ナチス・ドイツを率いて世界を震撼させた独裁者アドルフ・ヒトラー(オリヴァー・マスッチさま)が、現代によみがえる。非常識なものまね芸人かコスプレ男だと人々に勘違いされる中、クビになった局への復帰をもくろむテレビマン(ファビアン・ブッシュさま)にスカウトされてテレビに出演する。何かに取りつかれたような気迫に満ちた演説を繰り出す彼を、視聴者はヒトラー芸人としてもてはやす。戦争を体験した一人の老女が本物のヒトラーだと気付くが……。
遅まきながら鑑賞致しました。

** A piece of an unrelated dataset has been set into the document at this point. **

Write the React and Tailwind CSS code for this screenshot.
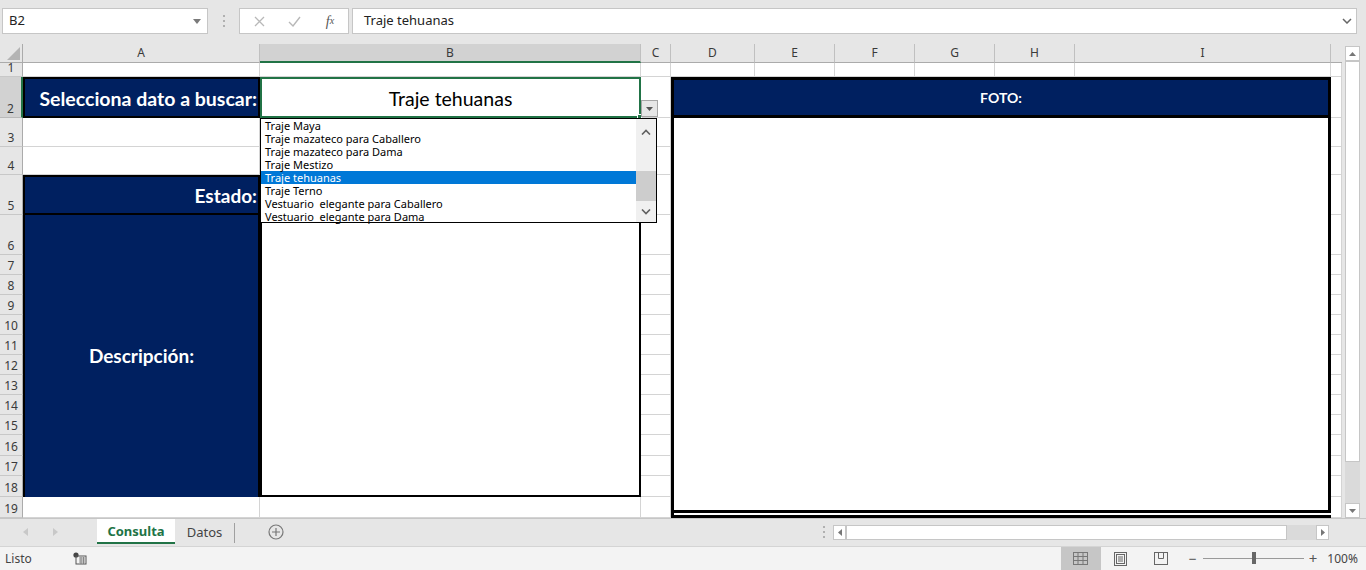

確かに笑えてゾッとする話でして、中盤にチラリと出てくるユダヤ教徒が使う燭台が伏線となっていたのには唸りました。
この映画の秀逸なところは、一度犬の件でテレビを干されたヒトラーが第二の執筆により再度ブームになり、それから向かうところ敵なしになっていくところでしてこれはミュンヘン一揆により投獄されて第一の著書(因みにドイツでは現在も発禁処分)の『我が闘争』をモチーフにしております。
この映画の巧みなところは、前半はセミドキュメンタリー的な手法を取って全国津々浦々廻るところでして、顔面にモザイクが掛かっていたり目線が入っているところも含めて「本物らしさ」を醸し出しているところにあります。
それにしても、原作があったらしいのですが、良くもまあ映画化できたなぁと思ったところと右傾化が進む欧州諸国の今だから観直して欲しい一作でありました。